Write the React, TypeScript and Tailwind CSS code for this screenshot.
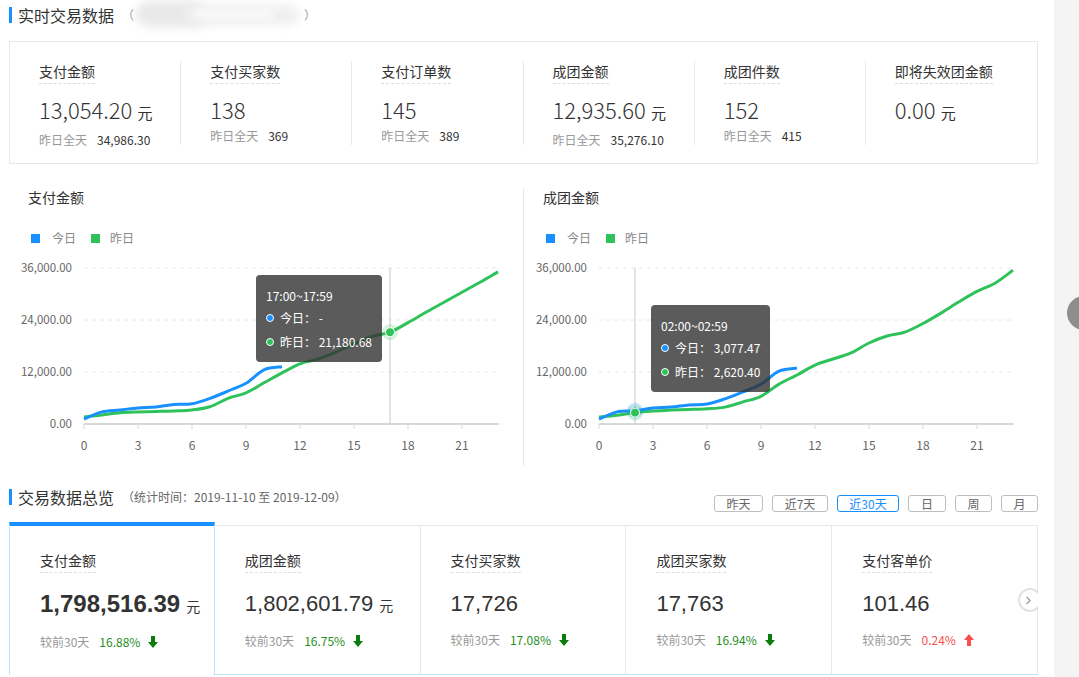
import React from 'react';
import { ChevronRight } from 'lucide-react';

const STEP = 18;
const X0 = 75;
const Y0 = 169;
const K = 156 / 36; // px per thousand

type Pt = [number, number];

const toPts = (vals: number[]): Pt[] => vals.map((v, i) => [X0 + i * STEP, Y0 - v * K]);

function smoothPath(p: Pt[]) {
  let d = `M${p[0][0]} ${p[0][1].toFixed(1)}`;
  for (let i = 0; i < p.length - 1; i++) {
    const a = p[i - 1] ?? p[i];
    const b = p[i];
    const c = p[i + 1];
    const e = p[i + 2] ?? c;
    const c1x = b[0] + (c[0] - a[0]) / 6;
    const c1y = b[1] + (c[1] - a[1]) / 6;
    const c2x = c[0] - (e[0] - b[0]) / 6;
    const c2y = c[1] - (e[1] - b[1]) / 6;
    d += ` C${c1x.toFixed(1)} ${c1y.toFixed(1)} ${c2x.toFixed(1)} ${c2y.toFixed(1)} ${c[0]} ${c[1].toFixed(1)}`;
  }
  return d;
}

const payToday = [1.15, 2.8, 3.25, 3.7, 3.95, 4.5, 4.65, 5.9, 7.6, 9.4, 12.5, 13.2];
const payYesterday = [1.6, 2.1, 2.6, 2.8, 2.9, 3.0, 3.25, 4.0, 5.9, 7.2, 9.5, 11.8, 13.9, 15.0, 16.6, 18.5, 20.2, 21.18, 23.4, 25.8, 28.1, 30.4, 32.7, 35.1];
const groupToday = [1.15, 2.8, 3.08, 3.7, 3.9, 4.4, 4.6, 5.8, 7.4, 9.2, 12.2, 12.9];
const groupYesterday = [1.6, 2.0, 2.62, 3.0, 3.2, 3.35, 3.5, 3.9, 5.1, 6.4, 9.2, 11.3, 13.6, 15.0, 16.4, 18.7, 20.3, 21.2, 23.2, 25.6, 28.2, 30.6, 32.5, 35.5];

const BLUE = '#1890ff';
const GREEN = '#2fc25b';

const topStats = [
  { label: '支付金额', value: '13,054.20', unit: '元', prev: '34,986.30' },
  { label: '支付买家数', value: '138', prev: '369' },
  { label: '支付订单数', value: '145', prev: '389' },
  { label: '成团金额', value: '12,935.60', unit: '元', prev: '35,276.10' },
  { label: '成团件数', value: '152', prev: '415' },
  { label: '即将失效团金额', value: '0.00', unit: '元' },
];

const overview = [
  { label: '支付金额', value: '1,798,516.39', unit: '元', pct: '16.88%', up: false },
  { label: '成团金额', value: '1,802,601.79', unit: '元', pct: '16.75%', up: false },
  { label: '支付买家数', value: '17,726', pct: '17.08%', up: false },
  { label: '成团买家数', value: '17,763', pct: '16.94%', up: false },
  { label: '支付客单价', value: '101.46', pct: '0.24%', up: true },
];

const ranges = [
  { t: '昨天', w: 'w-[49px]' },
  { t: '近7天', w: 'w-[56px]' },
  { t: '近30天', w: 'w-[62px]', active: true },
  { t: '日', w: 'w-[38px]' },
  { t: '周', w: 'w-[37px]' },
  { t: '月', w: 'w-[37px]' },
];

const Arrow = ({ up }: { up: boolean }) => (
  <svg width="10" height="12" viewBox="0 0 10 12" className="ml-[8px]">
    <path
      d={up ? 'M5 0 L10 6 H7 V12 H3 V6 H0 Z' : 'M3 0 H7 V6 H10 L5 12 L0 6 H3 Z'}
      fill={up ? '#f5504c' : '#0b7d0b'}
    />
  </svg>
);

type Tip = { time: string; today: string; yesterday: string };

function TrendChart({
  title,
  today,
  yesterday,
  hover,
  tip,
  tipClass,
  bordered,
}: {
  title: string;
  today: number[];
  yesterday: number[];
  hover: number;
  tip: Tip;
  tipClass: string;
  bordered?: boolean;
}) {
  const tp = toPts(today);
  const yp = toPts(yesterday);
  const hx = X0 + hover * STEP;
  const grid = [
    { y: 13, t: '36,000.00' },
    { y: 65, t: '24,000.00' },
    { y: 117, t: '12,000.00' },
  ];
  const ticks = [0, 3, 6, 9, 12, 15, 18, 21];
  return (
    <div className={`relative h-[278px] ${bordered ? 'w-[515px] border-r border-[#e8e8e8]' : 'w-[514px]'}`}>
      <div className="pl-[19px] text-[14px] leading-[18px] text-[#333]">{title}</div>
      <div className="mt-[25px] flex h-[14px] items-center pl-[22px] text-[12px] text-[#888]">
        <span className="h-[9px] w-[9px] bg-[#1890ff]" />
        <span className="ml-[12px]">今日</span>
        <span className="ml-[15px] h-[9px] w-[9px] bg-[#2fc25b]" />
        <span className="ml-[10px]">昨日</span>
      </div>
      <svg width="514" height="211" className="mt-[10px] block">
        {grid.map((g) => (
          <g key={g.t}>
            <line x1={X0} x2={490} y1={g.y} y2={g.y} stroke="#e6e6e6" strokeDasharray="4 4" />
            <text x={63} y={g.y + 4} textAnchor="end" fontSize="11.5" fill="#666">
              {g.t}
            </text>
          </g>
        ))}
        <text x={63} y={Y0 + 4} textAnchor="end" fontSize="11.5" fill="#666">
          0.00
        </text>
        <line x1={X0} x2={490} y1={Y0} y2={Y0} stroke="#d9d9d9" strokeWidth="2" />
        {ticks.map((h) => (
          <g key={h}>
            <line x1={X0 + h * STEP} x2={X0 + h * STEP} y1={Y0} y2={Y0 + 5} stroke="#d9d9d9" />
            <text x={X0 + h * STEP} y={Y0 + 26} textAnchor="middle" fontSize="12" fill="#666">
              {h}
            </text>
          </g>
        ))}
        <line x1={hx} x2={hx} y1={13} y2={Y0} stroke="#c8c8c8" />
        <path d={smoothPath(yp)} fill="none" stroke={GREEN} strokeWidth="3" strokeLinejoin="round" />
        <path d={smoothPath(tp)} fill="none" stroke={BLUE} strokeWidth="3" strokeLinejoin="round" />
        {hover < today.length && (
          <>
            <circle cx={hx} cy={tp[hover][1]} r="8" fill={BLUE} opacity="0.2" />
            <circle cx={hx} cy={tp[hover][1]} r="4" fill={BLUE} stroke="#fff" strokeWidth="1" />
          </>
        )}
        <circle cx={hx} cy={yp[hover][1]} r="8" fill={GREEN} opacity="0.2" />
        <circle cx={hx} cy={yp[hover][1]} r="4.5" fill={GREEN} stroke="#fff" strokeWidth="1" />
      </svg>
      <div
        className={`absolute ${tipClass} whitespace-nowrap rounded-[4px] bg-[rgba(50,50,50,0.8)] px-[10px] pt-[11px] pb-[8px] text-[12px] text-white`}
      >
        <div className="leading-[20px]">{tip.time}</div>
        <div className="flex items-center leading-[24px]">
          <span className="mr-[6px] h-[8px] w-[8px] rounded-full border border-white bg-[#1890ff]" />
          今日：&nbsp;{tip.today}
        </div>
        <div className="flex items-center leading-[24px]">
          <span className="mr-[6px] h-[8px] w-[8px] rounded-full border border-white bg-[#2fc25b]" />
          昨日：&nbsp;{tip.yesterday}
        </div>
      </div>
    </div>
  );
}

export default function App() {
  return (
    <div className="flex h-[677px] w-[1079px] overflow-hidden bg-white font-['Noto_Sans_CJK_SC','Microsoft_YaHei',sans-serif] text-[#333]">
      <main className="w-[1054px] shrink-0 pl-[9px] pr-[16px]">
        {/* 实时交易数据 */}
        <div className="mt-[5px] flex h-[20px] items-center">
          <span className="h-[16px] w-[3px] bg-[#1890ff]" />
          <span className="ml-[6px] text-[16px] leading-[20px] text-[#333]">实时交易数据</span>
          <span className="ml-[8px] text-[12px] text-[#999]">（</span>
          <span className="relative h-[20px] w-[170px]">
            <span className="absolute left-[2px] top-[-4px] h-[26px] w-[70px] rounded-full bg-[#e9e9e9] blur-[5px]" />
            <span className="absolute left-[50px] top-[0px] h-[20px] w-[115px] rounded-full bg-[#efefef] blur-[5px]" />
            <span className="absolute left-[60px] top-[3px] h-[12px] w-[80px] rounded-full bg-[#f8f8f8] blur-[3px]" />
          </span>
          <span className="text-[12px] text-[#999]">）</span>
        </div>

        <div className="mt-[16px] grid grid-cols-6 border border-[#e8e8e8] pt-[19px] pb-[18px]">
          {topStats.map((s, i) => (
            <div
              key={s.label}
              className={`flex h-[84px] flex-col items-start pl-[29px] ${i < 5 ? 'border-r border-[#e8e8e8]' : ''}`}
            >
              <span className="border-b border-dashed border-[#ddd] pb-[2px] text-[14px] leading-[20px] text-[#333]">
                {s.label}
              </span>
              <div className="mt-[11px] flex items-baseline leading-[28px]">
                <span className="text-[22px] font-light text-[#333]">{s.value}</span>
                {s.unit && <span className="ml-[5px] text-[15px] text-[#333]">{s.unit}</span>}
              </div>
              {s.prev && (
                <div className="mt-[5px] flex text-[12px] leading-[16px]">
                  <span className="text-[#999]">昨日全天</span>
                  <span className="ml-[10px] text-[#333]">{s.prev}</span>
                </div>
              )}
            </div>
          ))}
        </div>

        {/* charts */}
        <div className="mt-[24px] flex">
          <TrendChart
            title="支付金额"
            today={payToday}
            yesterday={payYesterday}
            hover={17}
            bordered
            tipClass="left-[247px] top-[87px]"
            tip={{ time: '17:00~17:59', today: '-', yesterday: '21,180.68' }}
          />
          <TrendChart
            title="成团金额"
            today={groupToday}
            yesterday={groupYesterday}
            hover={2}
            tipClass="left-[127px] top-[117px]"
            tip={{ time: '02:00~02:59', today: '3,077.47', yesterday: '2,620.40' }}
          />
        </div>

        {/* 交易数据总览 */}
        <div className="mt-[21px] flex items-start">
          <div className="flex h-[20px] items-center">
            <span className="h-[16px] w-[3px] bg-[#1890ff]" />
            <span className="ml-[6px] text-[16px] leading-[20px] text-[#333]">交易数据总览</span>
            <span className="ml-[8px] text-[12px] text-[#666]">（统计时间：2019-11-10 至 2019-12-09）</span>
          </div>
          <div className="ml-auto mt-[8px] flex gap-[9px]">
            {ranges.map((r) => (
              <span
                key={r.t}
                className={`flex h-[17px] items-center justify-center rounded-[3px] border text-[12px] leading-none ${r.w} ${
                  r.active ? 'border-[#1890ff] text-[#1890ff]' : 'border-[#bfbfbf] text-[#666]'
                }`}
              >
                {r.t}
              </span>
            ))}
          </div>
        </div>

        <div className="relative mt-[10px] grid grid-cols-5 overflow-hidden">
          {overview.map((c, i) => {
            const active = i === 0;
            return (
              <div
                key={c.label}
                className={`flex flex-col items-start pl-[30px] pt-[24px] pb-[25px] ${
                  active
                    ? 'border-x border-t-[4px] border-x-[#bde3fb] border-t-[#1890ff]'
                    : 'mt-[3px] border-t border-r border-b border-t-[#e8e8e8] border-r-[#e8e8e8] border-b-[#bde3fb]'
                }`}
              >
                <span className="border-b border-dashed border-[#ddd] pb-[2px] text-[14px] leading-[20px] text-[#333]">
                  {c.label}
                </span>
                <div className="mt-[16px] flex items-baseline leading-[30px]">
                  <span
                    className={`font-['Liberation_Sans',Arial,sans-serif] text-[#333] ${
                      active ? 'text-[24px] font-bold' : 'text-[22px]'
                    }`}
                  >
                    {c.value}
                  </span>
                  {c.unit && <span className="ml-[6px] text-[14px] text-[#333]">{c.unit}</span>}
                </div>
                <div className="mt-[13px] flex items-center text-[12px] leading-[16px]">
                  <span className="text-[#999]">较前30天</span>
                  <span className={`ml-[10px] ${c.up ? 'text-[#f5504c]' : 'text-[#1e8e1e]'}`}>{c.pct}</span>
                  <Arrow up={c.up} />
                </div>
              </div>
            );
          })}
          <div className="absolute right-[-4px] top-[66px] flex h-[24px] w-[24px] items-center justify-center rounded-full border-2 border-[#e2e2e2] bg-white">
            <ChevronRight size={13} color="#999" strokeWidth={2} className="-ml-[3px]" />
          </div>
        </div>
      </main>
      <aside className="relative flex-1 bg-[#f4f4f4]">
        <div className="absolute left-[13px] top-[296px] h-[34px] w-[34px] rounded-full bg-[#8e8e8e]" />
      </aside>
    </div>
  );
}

▬▬▬

▸ GIVEN INSTRUCTION: Leave out any pictures, please, and quote only the lines from the top of the data through the line that contains "const GREEN = '#2fc25b';".

▸ TASK SOLUTION:
Write the React, TypeScript and Tailwind CSS code for this screenshot.
import React from 'react';
import { ChevronRight } from 'lucide-react';

const STEP = 18;
const X0 = 75;
const Y0 = 169;
const K = 156 / 36; // px per thousand

type Pt = [number, number];

const toPts = (vals: number[]): Pt[] => vals.map((v, i) => [X0 + i * STEP, Y0 - v * K]);

function smoothPath(p: Pt[]) {
  let d = `M${p[0][0]} ${p[0][1].toFixed(1)}`;
  for (let i = 0; i < p.length - 1; i++) {
    const a = p[i - 1] ?? p[i];
    const b = p[i];
    const c = p[i + 1];
    const e = p[i + 2] ?? c;
    const c1x = b[0] + (c[0] - a[0]) / 6;
    const c1y = b[1] + (c[1] - a[1]) / 6;
    const c2x = c[0] - (e[0] - b[0]) / 6;
    const c2y = c[1] - (e[1] - b[1]) / 6;
    d += ` C${c1x.toFixed(1)} ${c1y.toFixed(1)} ${c2x.toFixed(1)} ${c2y.toFixed(1)} ${c[0]} ${c[1].toFixed(1)}`;
  }
  return d;
}

const payToday = [1.15, 2.8, 3.25, 3.7, 3.95, 4.5, 4.65, 5.9, 7.6, 9.4, 12.5, 13.2];
const payYesterday = [1.6, 2.1, 2.6, 2.8, 2.9, 3.0, 3.25, 4.0, 5.9, 7.2, 9.5, 11.8, 13.9, 15.0, 16.6, 18.5, 20.2, 21.18, 23.4, 25.8, 28.1, 30.4, 32.7, 35.1];
const groupToday = [1.15, 2.8, 3.08, 3.7, 3.9, 4.4, 4.6, 5.8, 7.4, 9.2, 12.2, 12.9];
const groupYesterday = [1.6, 2.0, 2.62, 3.0, 3.2, 3.35, 3.5, 3.9, 5.1, 6.4, 9.2, 11.3, 13.6, 15.0, 16.4, 18.7, 20.3, 21.2, 23.2, 25.6, 28.2, 30.6, 32.5, 35.5];

const BLUE = '#1890ff';
const GREEN = '#2fc25b';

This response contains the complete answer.